Dr Bowler, 95, an honorary fellow in the School of Geography, Earth and Atmospheric Science at the University of Melbourne, said the traditional owners had been placed in an impossible position by decades of inaction by governments to safeguard the relics. “There is no country in the world that matches the conjunction of antiquity and modern continuity of connection to country,” he said.
“That’s an extraordinary privilege for the Australian nation, and the nation has failed miserably to acknowledge that privilege.
“As a result, the Indigenous people who are the democratically elected custodians, have been caught in a cleft stick in the total absence of a proper resting place for those bones that could meet everyone’s needs.
“It’s a disgrace. We talk about having this World Heritage area in recognition of their significance but there is no monument, no heritage centre, no place for anyone to come to honour these special Australians or to learn from and study the legacy they left us.”
Confirming that the reburials were to go ahead, the NSW Department of Climate Change, Energy, Environment and Water said the process would be overseen by the traditional owners, consistent with federal approvals.
“I am very pleased to see the traditional owners making decisions about their ancestors’ remains,” state Environment Minister Penny Sharpe said. “I understand there has been some contention.
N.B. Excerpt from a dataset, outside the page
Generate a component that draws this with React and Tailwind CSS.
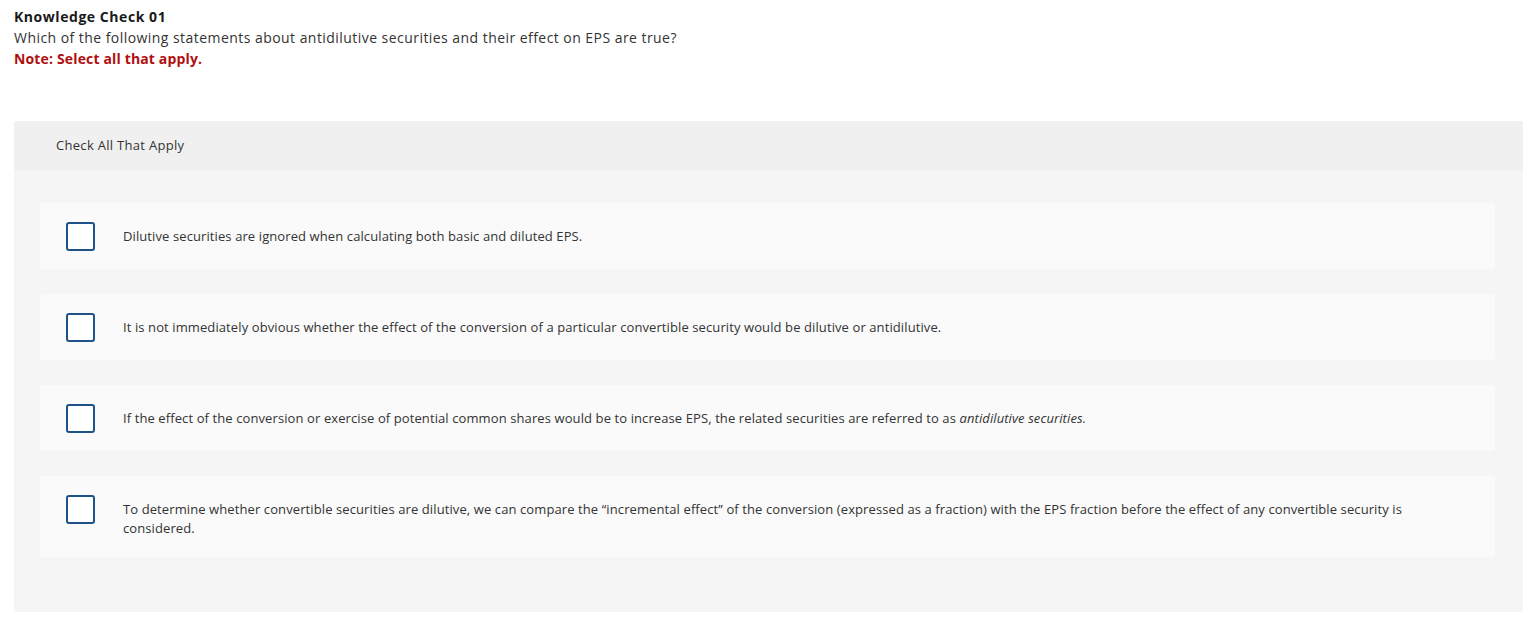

However, this process to return the remains to their rightful owners has been conducted in the appropriate sensitive way and the vast majority of the traditional owners are in agreement with the reburial.”
‘They’d want this’
Mr Clark said the remains were currently in a “safe place”, under the supervision of the Aboriginal Advisory Group. Ritual smoking ceremonies would be held before the relics were taken by elders to “five or six” sites for reburial. No photography or filming would be permitted to preserve the secrecy of the locations. Mr Kelly, meanwhile, is due to return to the Federal Court on March 10 to pursue his case against Ms Plibersek. Asked whether it was now a lost cause, he said: “We can’t give up. I know in my heart this is what the ancient elders would have wanted us to do. We’re hoping we can still get a decision.”